- [Written task]: Find the word "styles" in the records below. List each line containing it.

------------------------

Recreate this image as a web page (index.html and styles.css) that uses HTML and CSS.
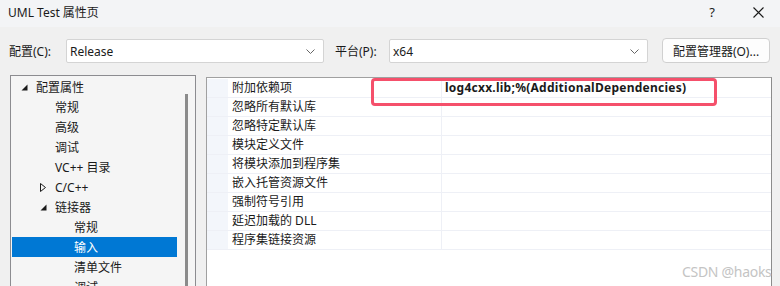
FILE: index.html
```html
<!DOCTYPE html>
<html lang="zh">
<head>
<meta charset="utf-8">
<link rel="stylesheet" href="styles.css">
</head>
<body>
<div class="titlebar">
  <span class="title">UML Test 属性页</span>
  <span class="help">?</span>
  <svg class="close" width="11" height="11" viewBox="0 0 11 11"><path d="M0.5 0.5 L10.5 10.5 M10.5 0.5 L0.5 10.5" stroke="#1a1a1a" stroke-width="1.1" fill="none"/></svg>
</div>
<div class="toolbar">
  <span class="lbl lbl1">配置(C):</span>
  <div class="combo combo1"><span>Release</span><svg width="9" height="5" viewBox="0 0 9 5"><path d="M0.5 0.5 L4.5 4.5 L8.5 0.5" stroke="#666" stroke-width="1" fill="none"/></svg></div>
  <span class="lbl lbl2">平台(P):</span>
  <div class="combo combo2"><span>x64</span><svg width="9" height="5" viewBox="0 0 9 5"><path d="M0.5 0.5 L4.5 4.5 L8.5 0.5" stroke="#666" stroke-width="1" fill="none"/></svg></div>
  <button class="btn">配置管理器(O)...</button>
</div>
<div class="main">
  <div class="tree">
    <ul class="items">
      <li class="row l0"><span class="exp"><svg width="7" height="7" viewBox="0 0 7 7"><polygon points="6.5,0.5 6.5,6.5 0.5,6.5" fill="#1a1a1a"/></svg></span>配置属性</li>
      <li class="row l1"><span class="exp"></span>常规</li>
      <li class="row l1"><span class="exp"></span>高级</li>
      <li class="row l1"><span class="exp"></span>调试</li>
      <li class="row l1"><span class="exp"></span>VC++ 目录</li>
      <li class="row l1"><span class="exp"><svg width="7" height="9" viewBox="0 0 7 9"><polygon points="0.5,0.5 5.5,4.5 0.5,8.5" fill="none" stroke="#1a1a1a" stroke-width="1"/></svg></span>C/C++</li>
      <li class="row l1"><span class="exp"><svg width="7" height="7" viewBox="0 0 7 7"><polygon points="6.5,0.5 6.5,6.5 0.5,6.5" fill="#1a1a1a"/></svg></span>链接器</li>
      <li class="row l2"><span class="exp"></span>常规</li>
      <li class="row l2 sel"><span class="exp"></span>输入</li>
      <li class="row l2"><span class="exp"></span>清单文件</li>
      <li class="row l2"><span class="exp"></span>调试</li>
    </ul>
    <div class="scroll"><div class="thumb"></div></div>
  </div>
  <div class="grid">
    <div class="grow"><span class="ind"></span><span class="name">附加依赖项</span><span class="val">log4cxx.lib;%(AdditionalDependencies)</span></div>
    <div class="grow"><span class="ind"></span><span class="name">忽略所有默认库</span><span class="val"></span></div>
    <div class="grow"><span class="ind"></span><span class="name">忽略特定默认库</span><span class="val"></span></div>
    <div class="grow"><span class="ind"></span><span class="name">模块定义文件</span><span class="val"></span></div>
    <div class="grow"><span class="ind"></span><span class="name">将模块添加到程序集</span><span class="val"></span></div>
    <div class="grow"><span class="ind"></span><span class="name">嵌入托管资源文件</span><span class="val"></span></div>
    <div class="grow"><span class="ind"></span><span class="name">强制符号引用</span><span class="val"></span></div>
    <div class="grow"><span class="ind"></span><span class="name">延迟加载的 DLL</span><span class="val"></span></div>
    <div class="grow"><span class="ind"></span><span class="name">程序集链接资源</span><span class="val"></span></div>
  </div>
</div>
<div class="highlight"></div>
<div class="watermark">CSDN @haoks</div>
</body>
</html>
```
FILE: styles.css
```css
html, body {
  margin: 0;
  padding: 0;
}
body {
  width: 780px;
  height: 286px;
  overflow: hidden;
  background: #f0f0f0;
  font-family: "Noto Sans", "Noto Sans CJK SC", sans-serif;
  font-size: 12px;
  color: #1a1a1a;
  position: relative;
}
.titlebar {
  height: 27px;
  background: #f3f4f6;
  display: flex;
  align-items: center;
  padding-left: 8px;
  box-sizing: border-box;
}
.title {
  font-size: 12px;
  margin-top: -3px;
}
.help {
  margin-left: auto;
  font-size: 13px;
  margin-top: -3px;
}
.close {
  margin-left: 38px;
  margin-right: 16px;
  margin-top: -3px;
}
.toolbar {
  display: flex;
  align-items: center;
  margin-top: 11px;
  height: 25px;
  padding-left: 9px;
}
.lbl {
  display: block;
}
.lbl1 { width: 57px; }
.lbl2 { width: 54px; margin-left: 11px; }
.combo {
  height: 24px;
  box-sizing: border-box;
  background: #fff;
  border: 1px solid #d4d4d4;
  border-radius: 2px;
  display: flex;
  align-items: center;
  padding-left: 3px;
  padding-right: 8px;
  margin-top: 1px;
}
.combo span { flex: 1; }
.combo1 { width: 258px; }
.combo2 { width: 259px; }
.btn {
  margin-left: 14px;
  width: 108px;
  height: 25px;
  box-sizing: border-box;
  background: #fdfdfd;
  border: 1px solid #d0d0d0;
  border-radius: 4px;
  font-family: "Noto Sans", "Noto Sans CJK SC", sans-serif;
  font-size: 12px;
  color: #1a1a1a;
  padding: 0;
}
.main {
  display: flex;
  align-items: flex-start;
  margin-top: 12px;
  padding-left: 10px;
}
.tree {
  width: 186px;
  height: 240px;
  box-sizing: border-box;
  border: 1px solid #8c8c90;
  background: #f5f5f5;
  display: flex;
}
.items {
  list-style: none;
  margin: 0;
  padding: 1px 0 0 0;
  width: 166px;
}
.row {
  height: 20px;
  display: flex;
  align-items: center;
  white-space: nowrap;
  margin-left: 1px;
}
.exp {
  width: 15px;
  display: flex;
  align-items: center;
}
.l0 { padding-left: 9px; }
.l1 { padding-left: 28px; }
.l2 { padding-left: 47px; }
.sel {
  background: #0078d4;
  color: #fff;
}
.scroll {
  flex: 1;
  display: flex;
  justify-content: center;
  padding-top: 18px;
  padding-left: 1px;
}
.thumb {
  width: 3px;
  height: 200px;
  background: #8b8b8b;
}
.grid {
  margin-left: 10px;
  margin-top: 2px;
  width: 566px;
  height: 230px;
  box-sizing: border-box;
  border: 1px solid #a0a0a0;
  border-right-color: #8c8c8c;
  background: #fff;
  padding-top: 1px;
}
.grow {
  display: flex;
  height: 19px;
  box-sizing: border-box;
  border-bottom: 1px solid #eef0f6;
}
.ind {
  width: 21px;
  background: #f3f6fb;
  flex: none;
}
.name {
  width: 214px;
  padding-left: 4px;
  box-sizing: border-box;
  border-right: 1px solid #eef0f6;
  line-height: 18px;
  flex: none;
}
.val {
  flex: 1;
  padding-left: 3px;
  line-height: 18px;
  font-weight: bold;
  letter-spacing: 0.25px;
}
.highlight {
  position: absolute;
  left: 371px;
  top: 78px;
  width: 346px;
  height: 28px;
  box-sizing: border-box;
  border: 3.5px solid #f5506b;
  border-radius: 4px;
}
.watermark {
  position: absolute;
  left: 682px;
  top: 262px;
  font-size: 14px;
  color: #c4c4c4;
  letter-spacing: -0.3px;
}
```
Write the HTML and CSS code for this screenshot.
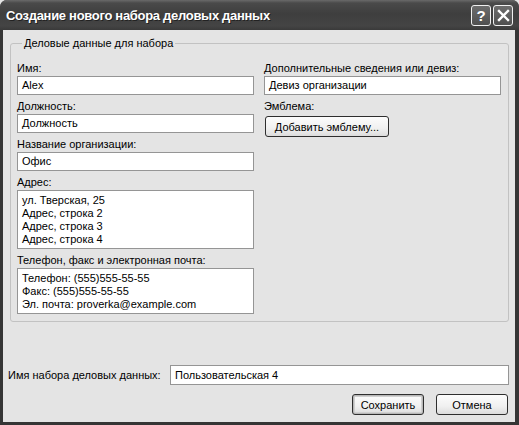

------------------------

- [Result of the exercise]:
Recreate this image as a web page (index.html and styles.css) that uses HTML and CSS.
<link rel="stylesheet" href="styles.css">
FILE: styles.css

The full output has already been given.